Abstract

Governments are issuing regulations and laws demanding that companies protect collected and processed personal data. In Brazil, the federal government sanctioned the General Personal Data Protection law, which defines personal and sensitive data associated with Brazilian citizens. One existing barrier for companies to comply with the law is identifying where personal data is stored inside their infrastructure, mainly concerning personal data inserted into unstructured documents. Named Entity Recognition and Classification (NERC) can support companies in this task by implementing supervised learning models to identify personal data. In this study, we designed an experiment to evaluate machine learning-based NERC using BERT and LSTM approaches to recognize personal data related to Brazil’s context. We established a generic training corpus based on online documents and trained two models for each approach, one considering the original corpus and another after lowercasing it. The study also assessed relation extraction to differentiate personal entities from others.

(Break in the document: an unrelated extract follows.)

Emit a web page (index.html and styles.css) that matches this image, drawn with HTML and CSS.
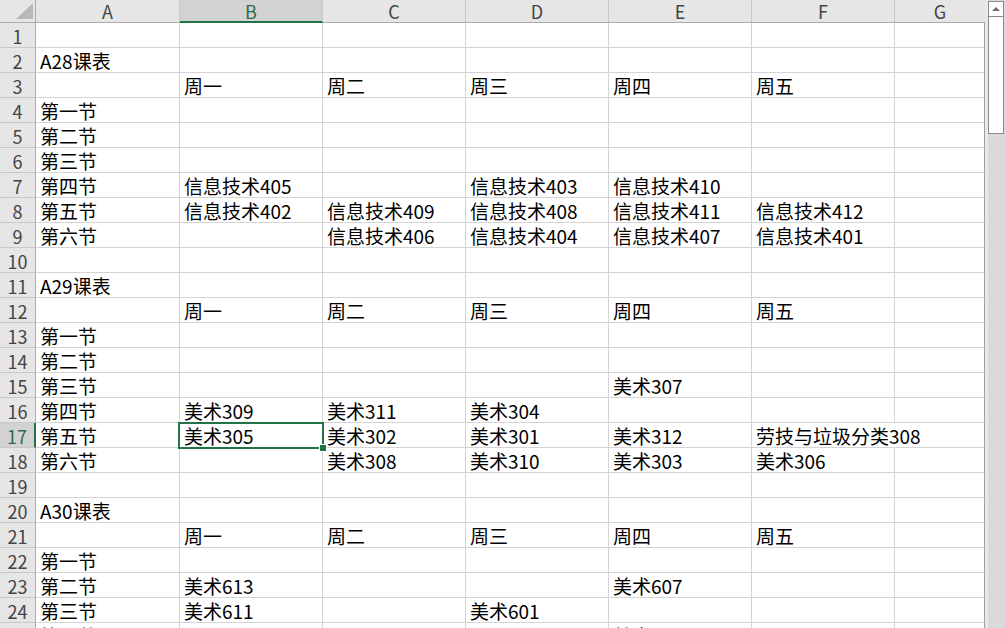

For NERC and relation extraction evaluations, we established a training corpus comprising documents from two organizations related to the education and health sectors. BERT fine-tuned with uncased corpus scored an F1 measure of 0.8 and achieved the best performance in recognizing entities, followed by LSTM based on the same corpus. After applying relation extraction, BERT models achieved better F1 scores than LSTM models. The uncased BERT model achieved an F1 score of 0.85, which was the best. Experiment results also indicated that relation extraction improves the performance of BERT models to discover personal entities.